What you should do –
Take every line from the listing below that contains "this".

Entries with page source code
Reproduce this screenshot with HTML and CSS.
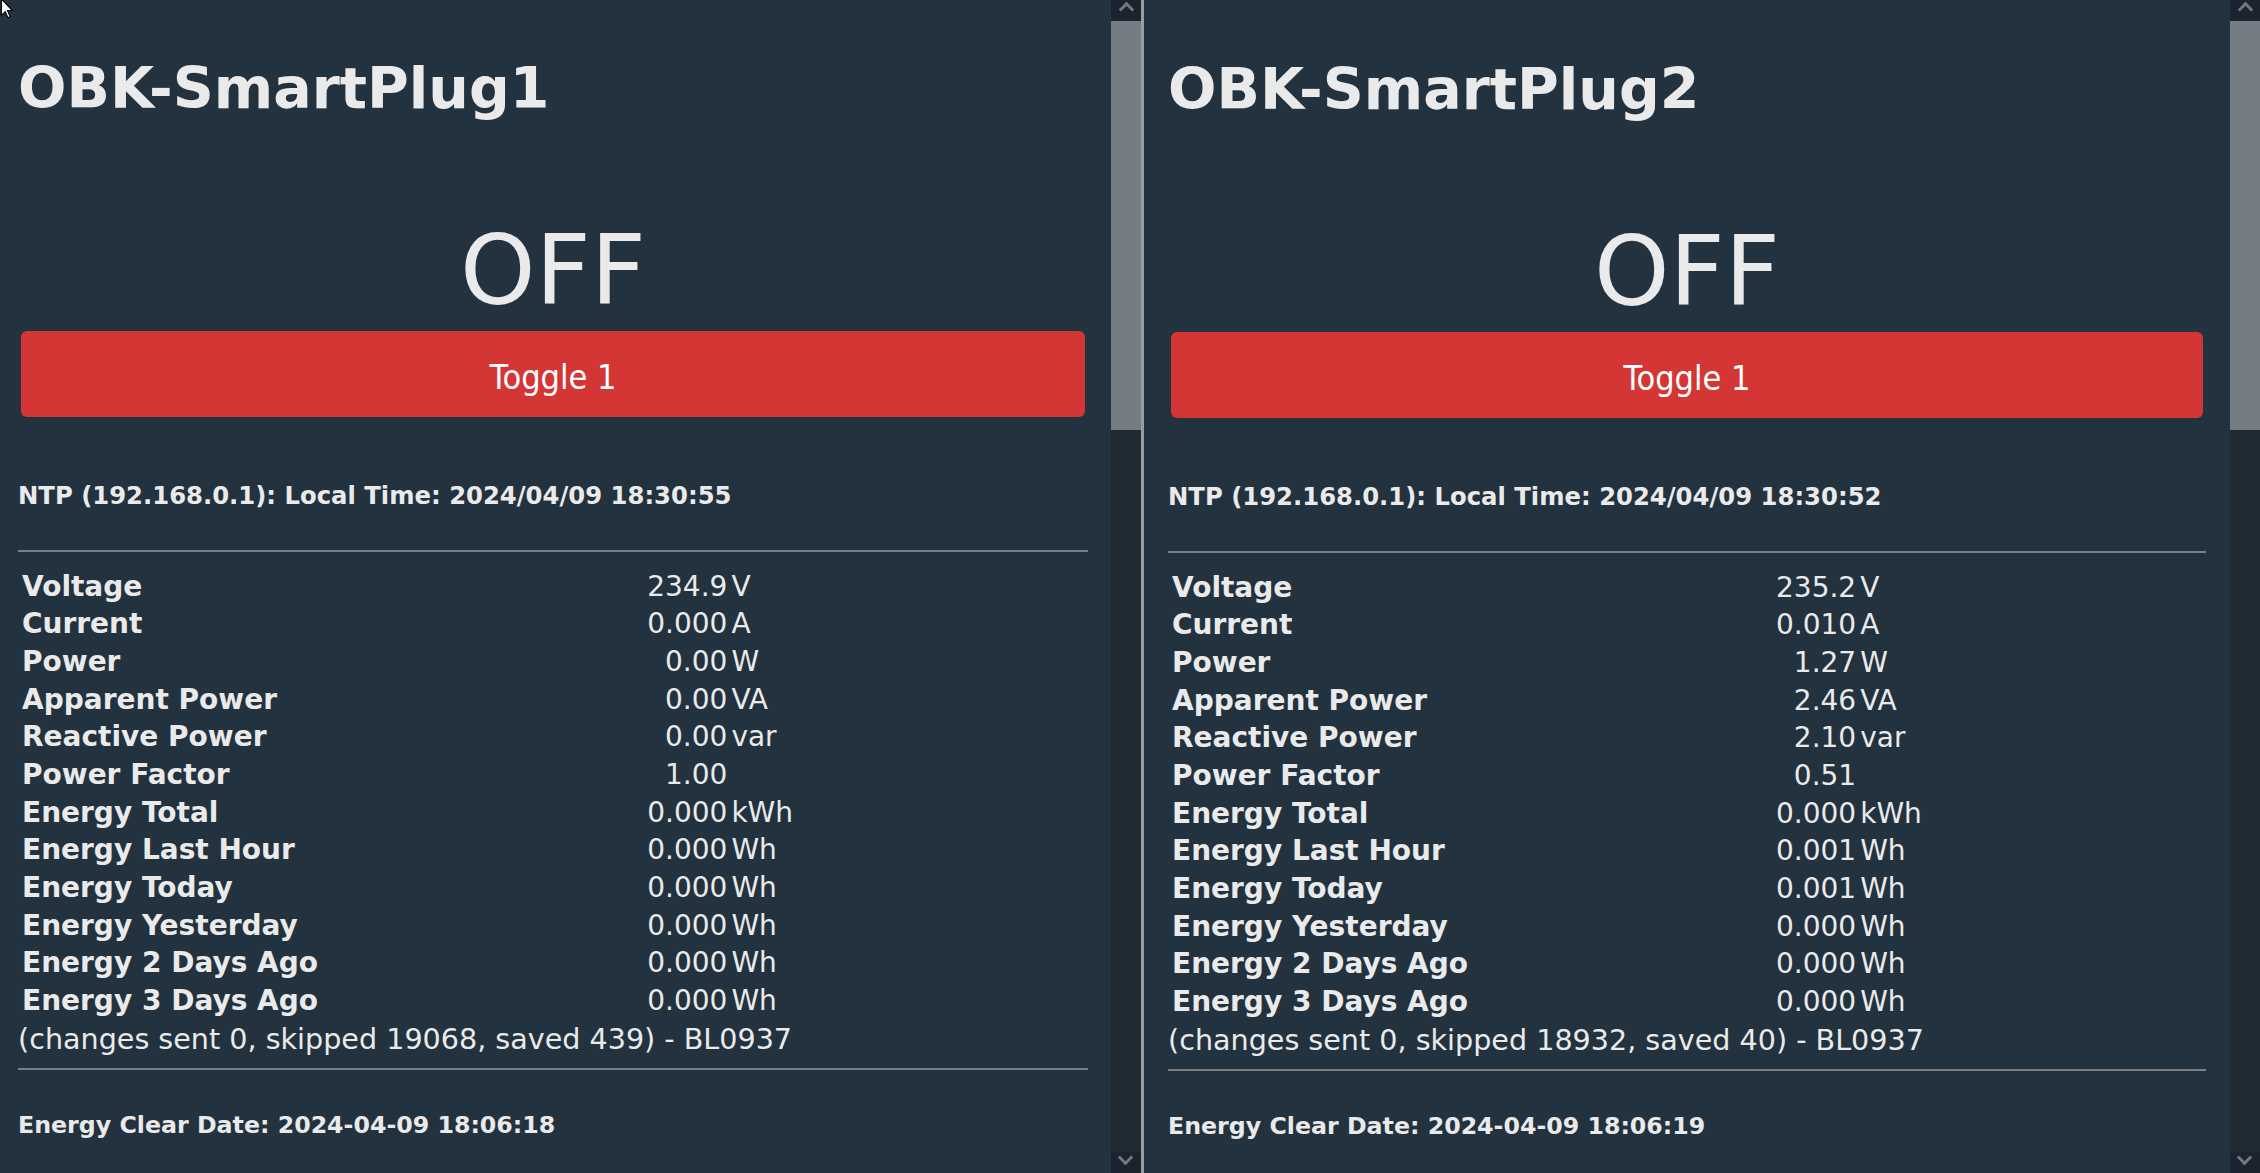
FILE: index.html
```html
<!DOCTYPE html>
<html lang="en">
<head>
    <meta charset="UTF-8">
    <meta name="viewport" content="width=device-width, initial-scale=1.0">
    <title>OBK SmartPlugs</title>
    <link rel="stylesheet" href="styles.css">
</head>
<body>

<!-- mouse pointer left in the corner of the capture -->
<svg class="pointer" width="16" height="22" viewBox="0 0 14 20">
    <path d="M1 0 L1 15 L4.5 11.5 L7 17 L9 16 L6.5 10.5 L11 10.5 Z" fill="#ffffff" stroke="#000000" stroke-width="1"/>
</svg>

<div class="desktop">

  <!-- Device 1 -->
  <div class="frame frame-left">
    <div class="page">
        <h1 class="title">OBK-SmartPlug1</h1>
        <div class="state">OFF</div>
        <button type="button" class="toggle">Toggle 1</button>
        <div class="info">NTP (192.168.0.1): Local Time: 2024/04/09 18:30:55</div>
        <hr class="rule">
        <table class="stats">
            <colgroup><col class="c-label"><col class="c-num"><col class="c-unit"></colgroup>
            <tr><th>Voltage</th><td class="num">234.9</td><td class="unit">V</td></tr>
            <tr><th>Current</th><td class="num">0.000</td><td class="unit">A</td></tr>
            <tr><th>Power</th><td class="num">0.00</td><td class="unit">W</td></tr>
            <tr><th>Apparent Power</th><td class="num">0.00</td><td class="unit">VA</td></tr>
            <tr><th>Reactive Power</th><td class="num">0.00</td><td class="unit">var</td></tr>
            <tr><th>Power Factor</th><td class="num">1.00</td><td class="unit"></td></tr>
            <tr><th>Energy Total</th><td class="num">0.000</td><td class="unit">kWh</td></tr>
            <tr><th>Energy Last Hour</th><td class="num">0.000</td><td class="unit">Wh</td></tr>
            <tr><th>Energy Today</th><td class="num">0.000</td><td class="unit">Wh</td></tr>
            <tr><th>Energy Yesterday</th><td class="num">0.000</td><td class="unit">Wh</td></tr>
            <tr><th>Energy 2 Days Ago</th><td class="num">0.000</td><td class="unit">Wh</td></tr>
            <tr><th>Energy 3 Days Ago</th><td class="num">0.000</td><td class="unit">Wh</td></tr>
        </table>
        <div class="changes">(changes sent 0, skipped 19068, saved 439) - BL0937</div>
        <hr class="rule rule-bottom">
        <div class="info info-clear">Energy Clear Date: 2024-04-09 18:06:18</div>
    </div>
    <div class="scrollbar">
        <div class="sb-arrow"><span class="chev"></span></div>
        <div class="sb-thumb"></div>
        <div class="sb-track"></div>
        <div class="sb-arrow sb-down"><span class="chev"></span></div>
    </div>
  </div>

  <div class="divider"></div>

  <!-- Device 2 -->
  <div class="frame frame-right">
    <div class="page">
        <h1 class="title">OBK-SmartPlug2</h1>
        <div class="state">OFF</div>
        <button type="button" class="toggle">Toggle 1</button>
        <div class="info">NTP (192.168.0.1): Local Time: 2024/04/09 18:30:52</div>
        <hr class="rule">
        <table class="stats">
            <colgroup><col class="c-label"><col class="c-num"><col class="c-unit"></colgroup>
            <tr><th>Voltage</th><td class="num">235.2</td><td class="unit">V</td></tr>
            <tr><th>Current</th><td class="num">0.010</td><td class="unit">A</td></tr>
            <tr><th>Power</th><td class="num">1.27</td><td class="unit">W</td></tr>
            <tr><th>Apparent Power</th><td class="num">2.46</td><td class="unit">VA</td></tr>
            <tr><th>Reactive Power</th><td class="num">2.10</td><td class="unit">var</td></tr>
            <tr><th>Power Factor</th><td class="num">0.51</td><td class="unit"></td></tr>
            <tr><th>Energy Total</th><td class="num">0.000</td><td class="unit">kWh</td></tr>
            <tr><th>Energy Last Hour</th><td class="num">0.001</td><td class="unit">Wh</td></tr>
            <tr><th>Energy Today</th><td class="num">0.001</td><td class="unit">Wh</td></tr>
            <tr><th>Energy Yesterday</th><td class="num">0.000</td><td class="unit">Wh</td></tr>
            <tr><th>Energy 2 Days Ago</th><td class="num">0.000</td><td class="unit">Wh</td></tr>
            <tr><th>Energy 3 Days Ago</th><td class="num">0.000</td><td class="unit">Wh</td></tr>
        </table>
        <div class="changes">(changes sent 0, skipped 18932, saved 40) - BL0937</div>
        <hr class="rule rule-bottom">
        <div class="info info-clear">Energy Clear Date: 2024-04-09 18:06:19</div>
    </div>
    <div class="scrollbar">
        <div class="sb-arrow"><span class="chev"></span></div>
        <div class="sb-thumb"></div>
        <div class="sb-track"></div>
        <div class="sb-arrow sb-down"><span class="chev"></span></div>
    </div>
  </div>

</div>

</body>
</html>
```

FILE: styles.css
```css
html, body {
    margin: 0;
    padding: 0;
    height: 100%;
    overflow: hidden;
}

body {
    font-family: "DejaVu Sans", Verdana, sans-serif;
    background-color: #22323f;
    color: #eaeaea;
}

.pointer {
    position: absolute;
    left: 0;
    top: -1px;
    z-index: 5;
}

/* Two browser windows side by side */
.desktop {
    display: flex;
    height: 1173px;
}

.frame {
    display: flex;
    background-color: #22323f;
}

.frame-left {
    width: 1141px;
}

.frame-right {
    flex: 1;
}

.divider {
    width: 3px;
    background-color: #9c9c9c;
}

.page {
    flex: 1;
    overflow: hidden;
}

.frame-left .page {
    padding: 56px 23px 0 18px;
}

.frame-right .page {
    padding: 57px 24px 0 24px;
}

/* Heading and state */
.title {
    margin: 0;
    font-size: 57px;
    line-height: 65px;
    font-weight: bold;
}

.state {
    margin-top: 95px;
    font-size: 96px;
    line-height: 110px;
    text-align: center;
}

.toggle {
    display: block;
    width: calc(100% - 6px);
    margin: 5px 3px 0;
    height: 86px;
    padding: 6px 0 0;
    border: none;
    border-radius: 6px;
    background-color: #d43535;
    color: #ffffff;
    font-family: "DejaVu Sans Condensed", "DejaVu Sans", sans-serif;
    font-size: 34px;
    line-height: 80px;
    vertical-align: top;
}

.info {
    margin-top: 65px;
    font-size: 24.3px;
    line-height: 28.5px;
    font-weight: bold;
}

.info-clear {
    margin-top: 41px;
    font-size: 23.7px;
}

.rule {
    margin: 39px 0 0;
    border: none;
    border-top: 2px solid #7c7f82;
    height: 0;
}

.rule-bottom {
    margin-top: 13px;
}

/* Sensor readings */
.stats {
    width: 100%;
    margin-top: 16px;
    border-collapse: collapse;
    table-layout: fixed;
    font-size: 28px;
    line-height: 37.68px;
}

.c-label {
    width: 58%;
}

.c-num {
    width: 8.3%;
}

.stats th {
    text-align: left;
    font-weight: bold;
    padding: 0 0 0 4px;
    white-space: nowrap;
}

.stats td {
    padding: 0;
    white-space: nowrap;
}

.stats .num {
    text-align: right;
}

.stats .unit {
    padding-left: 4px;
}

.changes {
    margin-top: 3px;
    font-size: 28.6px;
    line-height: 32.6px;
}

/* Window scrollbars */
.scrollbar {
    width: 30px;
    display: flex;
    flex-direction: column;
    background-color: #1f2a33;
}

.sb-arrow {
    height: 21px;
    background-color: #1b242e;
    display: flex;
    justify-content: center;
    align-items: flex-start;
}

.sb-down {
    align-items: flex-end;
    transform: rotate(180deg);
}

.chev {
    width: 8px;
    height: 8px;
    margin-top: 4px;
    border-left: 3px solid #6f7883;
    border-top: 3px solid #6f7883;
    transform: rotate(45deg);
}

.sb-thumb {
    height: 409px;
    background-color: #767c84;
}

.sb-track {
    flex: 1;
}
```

...

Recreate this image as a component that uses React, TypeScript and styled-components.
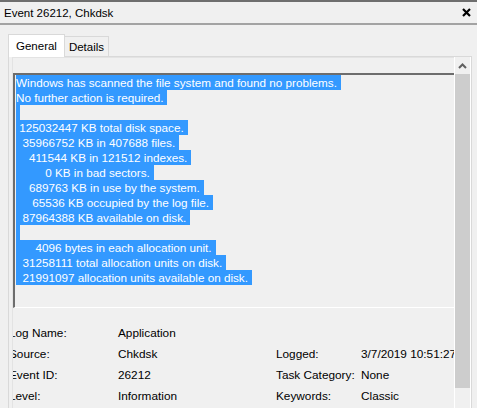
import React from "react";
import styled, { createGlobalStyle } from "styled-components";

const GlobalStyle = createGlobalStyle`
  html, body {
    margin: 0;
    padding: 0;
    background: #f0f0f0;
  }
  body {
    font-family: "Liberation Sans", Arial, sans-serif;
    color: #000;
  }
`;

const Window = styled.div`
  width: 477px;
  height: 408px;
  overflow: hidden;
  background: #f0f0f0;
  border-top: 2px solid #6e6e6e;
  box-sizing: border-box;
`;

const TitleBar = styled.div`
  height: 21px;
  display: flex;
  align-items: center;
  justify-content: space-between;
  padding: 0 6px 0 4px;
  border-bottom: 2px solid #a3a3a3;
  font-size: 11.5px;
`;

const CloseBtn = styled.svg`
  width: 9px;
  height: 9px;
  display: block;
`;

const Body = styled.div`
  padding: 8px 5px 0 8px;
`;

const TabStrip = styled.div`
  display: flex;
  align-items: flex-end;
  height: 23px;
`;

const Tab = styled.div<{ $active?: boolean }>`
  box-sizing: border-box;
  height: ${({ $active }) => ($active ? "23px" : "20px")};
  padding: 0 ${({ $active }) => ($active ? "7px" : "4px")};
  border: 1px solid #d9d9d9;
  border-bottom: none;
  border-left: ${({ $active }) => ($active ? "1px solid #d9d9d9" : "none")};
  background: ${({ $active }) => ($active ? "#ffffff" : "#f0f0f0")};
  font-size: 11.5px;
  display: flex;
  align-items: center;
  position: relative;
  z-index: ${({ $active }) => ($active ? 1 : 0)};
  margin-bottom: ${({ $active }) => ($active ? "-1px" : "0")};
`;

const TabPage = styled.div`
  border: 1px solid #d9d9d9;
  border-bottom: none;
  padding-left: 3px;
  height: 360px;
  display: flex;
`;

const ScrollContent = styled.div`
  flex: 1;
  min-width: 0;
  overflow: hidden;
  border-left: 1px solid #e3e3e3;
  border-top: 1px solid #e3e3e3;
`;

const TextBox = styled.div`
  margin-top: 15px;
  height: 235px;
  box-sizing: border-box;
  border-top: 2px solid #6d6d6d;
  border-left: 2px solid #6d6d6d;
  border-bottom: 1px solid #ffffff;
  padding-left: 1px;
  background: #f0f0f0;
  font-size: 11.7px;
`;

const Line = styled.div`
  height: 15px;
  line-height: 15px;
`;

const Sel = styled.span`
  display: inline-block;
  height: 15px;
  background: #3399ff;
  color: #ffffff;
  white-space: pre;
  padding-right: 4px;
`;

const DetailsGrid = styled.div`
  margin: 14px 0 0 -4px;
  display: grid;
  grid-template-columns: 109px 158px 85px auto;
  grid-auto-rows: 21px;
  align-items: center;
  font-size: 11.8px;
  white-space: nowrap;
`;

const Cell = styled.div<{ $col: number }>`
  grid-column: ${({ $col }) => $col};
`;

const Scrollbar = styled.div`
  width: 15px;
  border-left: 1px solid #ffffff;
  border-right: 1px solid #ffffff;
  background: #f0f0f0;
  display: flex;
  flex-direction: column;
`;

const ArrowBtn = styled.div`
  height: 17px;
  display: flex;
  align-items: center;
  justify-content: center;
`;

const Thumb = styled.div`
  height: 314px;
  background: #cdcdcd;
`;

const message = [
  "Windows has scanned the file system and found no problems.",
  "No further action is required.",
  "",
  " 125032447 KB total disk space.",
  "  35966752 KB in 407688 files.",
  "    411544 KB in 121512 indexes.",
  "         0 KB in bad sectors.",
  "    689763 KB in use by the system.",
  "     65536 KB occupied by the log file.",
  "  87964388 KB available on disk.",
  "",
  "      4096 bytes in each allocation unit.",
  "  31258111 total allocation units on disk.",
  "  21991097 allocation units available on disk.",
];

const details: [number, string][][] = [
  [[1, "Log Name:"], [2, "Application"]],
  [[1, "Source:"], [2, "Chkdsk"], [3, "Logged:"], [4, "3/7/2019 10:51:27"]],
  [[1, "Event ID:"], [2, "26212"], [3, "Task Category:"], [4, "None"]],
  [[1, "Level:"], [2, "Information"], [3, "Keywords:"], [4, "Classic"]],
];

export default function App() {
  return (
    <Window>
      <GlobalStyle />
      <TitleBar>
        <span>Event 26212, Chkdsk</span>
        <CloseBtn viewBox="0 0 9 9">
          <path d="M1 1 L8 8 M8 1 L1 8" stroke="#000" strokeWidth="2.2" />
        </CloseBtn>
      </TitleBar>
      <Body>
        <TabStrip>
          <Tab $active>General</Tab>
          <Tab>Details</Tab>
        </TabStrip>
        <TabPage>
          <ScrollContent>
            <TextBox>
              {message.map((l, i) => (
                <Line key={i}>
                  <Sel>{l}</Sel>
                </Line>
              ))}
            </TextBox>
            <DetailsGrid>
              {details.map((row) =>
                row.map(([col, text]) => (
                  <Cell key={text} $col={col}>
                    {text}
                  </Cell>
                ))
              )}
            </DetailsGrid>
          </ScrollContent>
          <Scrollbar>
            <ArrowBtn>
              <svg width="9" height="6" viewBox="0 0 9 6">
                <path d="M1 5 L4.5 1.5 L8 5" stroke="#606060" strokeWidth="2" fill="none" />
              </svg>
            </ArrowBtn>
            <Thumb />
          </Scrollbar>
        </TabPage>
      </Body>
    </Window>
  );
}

Answer –
Reproduce this screenshot with HTML and CSS.
Recreate this image as a component that uses React, TypeScript and styled-components.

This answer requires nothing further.